Alcoholics Anonymous (“AA”) is a fellowship of alcoholics seeking to become and/or remain sober. AA seeks to enable sobriety through open communication and support between and among members. AA members are encouraged to trust and confide in each other both during meetings as well as in one-on-one conversations. One of the means by which AA enables trust and confidence among members is, as its name implies, through member anonymity. Anonymity is among the “Twelve Traditions” that form the guiding written principles for all AA members and participants. Keeping members’ confidences is paramount to AA’s functioning and the success of its members. At AA meetings, members are reminded that information shared among members must remain confidential.
In or about the first week of July 2008, during a discussion that took place immediately following an AA meeting the Executive had just attended with MCGEE, the Executive confided in TIMOTHY MCGEE that his difficulties with drinking were in large part due to the stresses he faced at work as a result of PHLY’s negotiations with a potential acquirer. At this time, and continuing over the course of the following weeks, the Executive informed MCGEE about the merger discussions between PHLY and Tokio Marine. At all times, the Executive and MCGEE understood that the information regarding PHLY’s impending sale was shared in confidence, and with the expectation that MCGEE not risk exposing the confidence by engaging in stock trades.

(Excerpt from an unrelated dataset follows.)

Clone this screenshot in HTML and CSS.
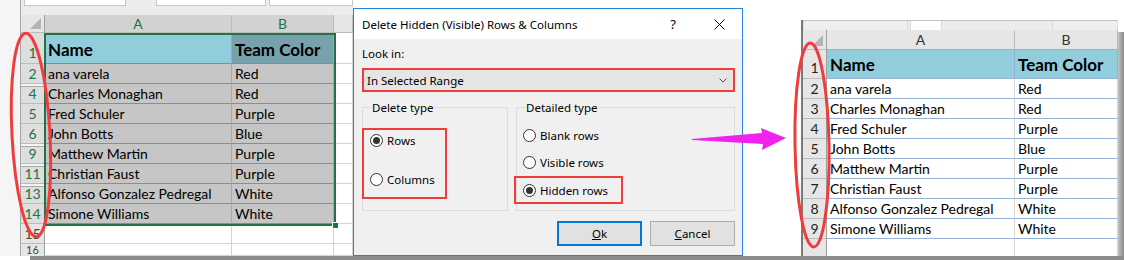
FILE: index.html
```html
<!DOCTYPE html>
<html>
<head>
  <title>Delete Hidden Rows</title>
  <meta charset="UTF-8">
  <link rel="stylesheet" href="styles.css">
</head>
<body>
  <div class="stage">
    <!-- Feuille de départ, avec lignes masquées -->
    <section class="sheet sheet-left">
      <div class="gutter"></div>
      <div class="grid">
        <div class="fbar">
          <span class="fbox b1"></span><span class="fbox b2"></span><span class="fbox b3"></span>
        </div>
        <div class="row head">
          <div class="rh corner"><i class="tri"></i></div>
          <div class="c a">A</div><div class="c b">B</div><div class="c x"></div>
        </div>
        <div class="row r1 sel">
          <div class="rh">1</div><div class="c a active">Name</div><div class="c b">Team Color</div><div class="c x"></div>
        </div>
        <div class="row sel"><div class="rh">2</div><div class="c a">ana varela</div><div class="c b">Red</div><div class="c x"></div></div>
        <div class="row sel"><div class="rh hid">4</div><div class="c a">Charles Monaghan</div><div class="c b">Red</div><div class="c x"></div></div>
        <div class="row sel"><div class="rh">5</div><div class="c a">Fred Schuler</div><div class="c b">Purple</div><div class="c x"></div></div>
        <div class="row sel"><div class="rh">6</div><div class="c a">John Botts</div><div class="c b">Blue</div><div class="c x"></div></div>
        <div class="row sel"><div class="rh hid">9</div><div class="c a">Matthew Martin</div><div class="c b">Purple</div><div class="c x"></div></div>
        <div class="row sel"><div class="rh hid">11</div><div class="c a">Christian Faust</div><div class="c b">Purple</div><div class="c x"></div></div>
        <div class="row sel"><div class="rh hid">13</div><div class="c a">Alfonso Gonzalez Pedregal</div><div class="c b">White</div><div class="c x"></div></div>
        <div class="row sel"><div class="rh">14</div><div class="c a">Simone Williams</div><div class="c b">White</div><div class="c x"></div></div>
        <div class="row"><div class="rh">15</div><div class="c a"></div><div class="c b"></div><div class="c x"></div></div>
        <div class="row last"><div class="rh">16</div><div class="c a"></div><div class="c b"></div><div class="c x"></div></div>
        <div class="selbox"><i class="handle"></i></div>
      </div>
    </section>

    <!-- Boîte de dialogue -->
    <div class="dialog">
      <div class="titlebar">
        <span class="title">Delete Hidden (Visible) Rows &amp; Columns</span>
        <span class="tb-btn">?</span>
        <span class="tb-btn">
          <svg width="11" height="11" viewBox="0 0 11 11"><path d="M0.5 0.5 L10.5 10.5 M10.5 0.5 L0.5 10.5" stroke="#000" stroke-width="1" fill="none"/></svg>
        </span>
      </div>
      <div class="dlg-body">
        <div class="label">Look in:</div>
        <div class="combo mark">
          <span>In Selected Range</span>
          <svg width="8" height="5" viewBox="0 0 8 5"><path d="M0.5 0.5 L4 4 L7.5 0.5" stroke="#555" stroke-width="1" fill="none"/></svg>
        </div>
        <div class="groups">
          <div class="group g-left">
            <span class="g-title">Delete type</span>
            <div class="mark box-type">
              <div class="opt"><i class="radio on"></i>Rows</div>
              <div class="opt"><i class="radio"></i>Columns</div>
            </div>
          </div>
          <div class="group g-right">
            <span class="g-title">Detailed type</span>
            <div class="opt first"><i class="radio"></i>Blank rows</div>
            <div class="opt second"><i class="radio"></i>Visible rows</div>
            <div class="mark box-hidden">
              <div class="opt"><i class="radio on"></i>Hidden rows</div>
            </div>
          </div>
        </div>
        <div class="buttons">
          <div class="btn ok"><span><u>O</u>k</span></div>
          <div class="btn"><span><u>C</u>ancel</span></div>
        </div>
      </div>
    </div>

    <!-- Feuille résultat -->
    <section class="sheet sheet-right">
      <div class="grid">
        <div class="fbar">
          <span class="fbox r-b1"></span><span class="fbox r-b2"></span><span class="fbox r-b3"></span>
        </div>
        <div class="row head">
          <div class="rh corner"><i class="tri"></i></div>
          <div class="c a">A</div><div class="c b">B</div>
        </div>
        <div class="row r1">
          <div class="rh">1</div><div class="c a hdr">Name</div><div class="c b hdr">Team Color</div>
        </div>
        <div class="row"><div class="rh">2</div><div class="c a">ana varela</div><div class="c b">Red</div></div>
        <div class="row"><div class="rh">3</div><div class="c a">Charles Monaghan</div><div class="c b">Red</div></div>
        <div class="row"><div class="rh">4</div><div class="c a">Fred Schuler</div><div class="c b">Purple</div></div>
        <div class="row"><div class="rh">5</div><div class="c a">John Botts</div><div class="c b">Blue</div></div>
        <div class="row"><div class="rh">6</div><div class="c a">Matthew Martin</div><div class="c b">Purple</div></div>
        <div class="row"><div class="rh">7</div><div class="c a">Christian Faust</div><div class="c b">Purple</div></div>
        <div class="row"><div class="rh">8</div><div class="c a">Alfonso Gonzalez Pedregal</div><div class="c b">White</div></div>
        <div class="row"><div class="rh">9</div><div class="c a">Simone Williams</div><div class="c b">White</div></div>
        <div class="row tail"><div class="rh"></div><div class="c a"></div><div class="c b"></div></div>
      </div>
    </section>
    <div class="shadow"></div>
  </div>
  <div class="band"></div>

  <!-- Annotations : ellipses et flèche -->
  <svg class="annot" width="1124" height="260" viewBox="0 0 1124 260">
    <ellipse cx="31" cy="135" rx="19" ry="102" transform="rotate(-3 31 135)" fill="none" stroke="#f23b3b" stroke-width="3"/>
    <ellipse cx="812" cy="145" rx="17" ry="102" transform="rotate(-1 812 145)" fill="none" stroke="#f23b3b" stroke-width="3"/>
    <polygon points="692,139 762,133 761,128 786,138 762,150 763,144 692,140" fill="#f022ee"/>
  </svg>
</body>
</html>
```

FILE: styles.css
```css
body {
  margin: 0;
  width: 1124px;
  height: 260px;
  overflow: hidden;
  position: relative;
  background: #fff;
  font-family: Lato, "Liberation Sans", sans-serif;
  color: #000;
}
.stage {
  display: flex;
  height: 256px;
}
.band {
  height: 4px;
  margin-left: 30px;
  background: #8c8c8c;
}
.annot {
  position: absolute;
  left: 0;
  top: 0;
  pointer-events: none;
}

/* feuilles */
.sheet {
  display: flex;
  flex: none;
  font-size: 14px;
}
.grid {
  position: relative;
  display: flex;
  flex-direction: column;
  flex: 1;
  overflow: hidden;
}
.fbar {
  display: flex;
  flex: none;
  background: #ececec;
}
.fbox {
  display: block;
  background: #fff;
  border: 1px solid #c6c6c6;
  border-top: none;
}
.row {
  display: flex;
  flex: none;
  height: 20px;
}
.rh {
  width: 24px;
  flex: none;
  box-sizing: border-box;
  background: #e6e6e6;
  border-right: 1px solid #9e9e9e;
  border-bottom: 1px solid #bcbcbc;
  text-align: center;
  line-height: 20px;
  color: #444;
}
.c {
  box-sizing: border-box;
  flex: none;
  border-right: 1px solid #d4d4d4;
  border-bottom: 1px solid #d4d4d4;
  padding-left: 3px;
  line-height: 20px;
  white-space: nowrap;
  overflow: hidden;
}
.c.x {
  flex: 1;
}
.head .c {
  background: #e6e6e6;
  border-color: #bcbcbc;
  text-align: center;
  padding-left: 0;
  color: #333;
}
.corner {
  position: relative;
}
.tri {
  position: absolute;
  right: 3px;
  bottom: 3px;
  width: 0;
  height: 0;
  border-left: 11px solid transparent;
  border-bottom: 11px solid #b4b4b4;
}
.r1 {
  height: 31px;
}
.r1 .c,
.r1 .rh {
  line-height: 18px;
  padding-top: 11px;
}
.r1 .c {
  font-weight: bold;
  font-size: 17px;
  line-height: 20px;
  padding-top: 7px;
}

/* feuille gauche */
.sheet-left {
  width: 353px;
}
.gutter {
  width: 20px;
  background: #f5f5f5;
  border-right: 1px solid #a6a6a6;
}
.sheet-left .fbar {
  height: 15px;
}
.sheet-left .fbox {
  height: 5px;
}
.b1 { margin-left: 3px; width: 100px; }
.b2 { margin-left: 30px; width: 108px; }
.b3 { margin-left: 3px; flex: 1; }
.sheet-left .head {
  height: 18px;
}
.sheet-left .head .c,
.sheet-left .head .rh {
  line-height: 17px;
}
.sheet-left .head .a,
.sheet-left .head .b {
  background: #d2d2d2;
  color: #217346;
}
.sheet-left .a { width: 187px; }
.sheet-left .b { width: 102px; }
.sel .rh {
  background: #dedede;
  color: #217346;
}
.rh.hid {
  box-shadow: inset 0 2px 0 #f4f4f4, inset 0 3px 0 #a9a9a9;
}
.sel .c.a,
.sel .c.b {
  background: #c6c6c6;
  border-bottom-color: #7f8fa1;
  border-right-color: #a8a8a8;
}
.sel .c.active {
  background: #92cddc;
}
.r1.sel .c.b {
  background: #77a2ad;
}
.sheet-left .last {
  flex: 1;
}
.sheet-left .last .rh {
  line-height: 12px;
  font-size: 11px;
  border-bottom: none;
}
.selbox {
  position: absolute;
  left: 23px;
  top: 33px;
  width: 292px;
  height: 193px;
  box-sizing: border-box;
  border: 2px solid #217346;
}
.handle {
  position: absolute;
  right: -5px;
  bottom: -5px;
  width: 5px;
  height: 5px;
  background: #217346;
  border: 1px solid #fff;
}

/* boîte de dialogue */
.dialog {
  flex: none;
  width: 390px;
  height: 248px;
  margin-top: 8px;
  box-sizing: border-box;
  border: 1px solid #2b82d9;
  background: #f0f0f0;
  font-family: "Noto Sans", "DejaVu Sans", sans-serif;
  font-size: 11.5px;
}
.titlebar {
  display: flex;
  align-items: center;
  height: 30px;
  padding-left: 8px;
  background: #fff;
}
.title {
  flex: 1;
}
.tb-btn {
  width: 46px;
  display: flex;
  justify-content: center;
  font-size: 13px;
}
.dlg-body {
  padding: 0 7px 0 8px;
  display: flex;
  flex-direction: column;
}
.label {
  margin-top: 8px;
  line-height: 14px;
}
.mark {
  border: 2px solid #f23b3b;
  box-sizing: border-box;
}
.combo {
  margin-top: 7px;
  height: 24px;
  display: flex;
  align-items: center;
  justify-content: space-between;
  padding: 0 6px 0 3px;
  background: #e5e5e5;
}
.groups {
  display: flex;
  gap: 8px;
  margin-top: 15px;
}
.group {
  height: 104px;
  box-sizing: border-box;
  border: 1px solid #dcdcdc;
  display: flex;
  flex-direction: column;
  align-items: flex-start;
}
.g-left {
  width: 146px;
}
.g-right {
  flex: 1;
}
.g-title {
  margin: -8px 0 0 8px;
  padding: 0 1px;
  line-height: 15px;
  background: #f0f0f0;
}
.opt {
  display: flex;
  align-items: center;
  gap: 4px;
  height: 13px;
  white-space: nowrap;
}
.radio {
  width: 13px;
  height: 13px;
  box-sizing: border-box;
  border: 1px solid #333;
  border-radius: 50%;
  background: #fff;
  display: flex;
  align-items: center;
  justify-content: center;
}
.radio.on::after {
  content: "";
  width: 7px;
  height: 7px;
  border-radius: 50%;
  background: #333;
}
.box-type {
  width: 85px;
  height: 71px;
  margin: 13px 0 0 -1px;
  padding: 4px 0 0 6px;
  display: flex;
  flex-direction: column;
  gap: 26px;
}
.g-right .first {
  margin: 14px 0 0 6px;
}
.g-right .second {
  margin: 14px 0 0 6px;
}
.box-hidden {
  width: 109px;
  height: 28px;
  margin: 7px 0 0 -3px;
  padding-left: 7px;
  display: flex;
  align-items: center;
}
.buttons {
  display: flex;
  justify-content: flex-end;
  gap: 8px;
  margin-top: 10px;
}
.btn {
  width: 85px;
  height: 25px;
  box-sizing: border-box;
  border: 1px solid #adadad;
  background: #e1e1e1;
  display: flex;
  align-items: center;
  justify-content: center;
}
.btn.ok {
  border: 2px solid #0078d7;
}

/* feuille droite */
.sheet-right {
  width: 317px;
  margin: 20px 0 0 58px;
  box-sizing: border-box;
  border-left: 2px solid #7a7a7a;
}
.sheet-right .fbar {
  height: 10px;
  border-top: 1px solid #c4c4c4;
  box-sizing: border-box;
}
.sheet-right .fbox {
  height: 9px;
  border-color: #dadada;
}
.r-b1 { width: 103px; margin-left: 0; background: #efefef !important; }
.r-b2 { width: 30px; margin-left: 2px; }
.r-b3 { flex: 1; margin-left: 110px; background: #efefef !important; }
.sheet-right .r1 {
  height: 29px;
}
.sheet-right .r1 .rh {
  padding-top: 9px;
}
.sheet-right .r1 .c {
  padding-top: 5px;
}
.sheet-right .a { width: 188px; }
.sheet-right .b { width: 103px; }
.sheet-right .hdr {
  background: #92cddc;
  border-bottom-color: #95b3d7;
  border-right-color: #95b3d7;
}
.sheet-right .row .c {
  border-bottom-color: #95b3d7;
}
.sheet-right .tail {
  flex: 1;
}
.sheet-right .tail .c,
.sheet-right .tail .rh {
  border-bottom: none;
}
.sheet-right .rh {
  color: #222;
}
.shadow {
  flex: none;
  width: 6px;
  margin-top: 32px;
  background: linear-gradient(to right, #c4c4c4, #8a8a8a);
}
```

In the week following the executive’s disclosure, McGee purchased 10,250 shares of PHLY stock for less than $39 per share. The day after McGee made his final purchase of PHLY stock, PHLY announced that it would be acquired by Tokio Marine, a Japanese insurer, in a cash deal by which PHLY shareholders would receive $61.50 per share of PHLY stock. Just days following the public announcement of the merger, McGee sold 4,750 shares of PHLY stock for $58.50 per share; upon the merger’s consummation on December 1, 2008, McGee received $61.50 per share for his remaining PHLY shares. In all, McGee netted personal profits of approximately $292,000 from his unlawful PHLY trades.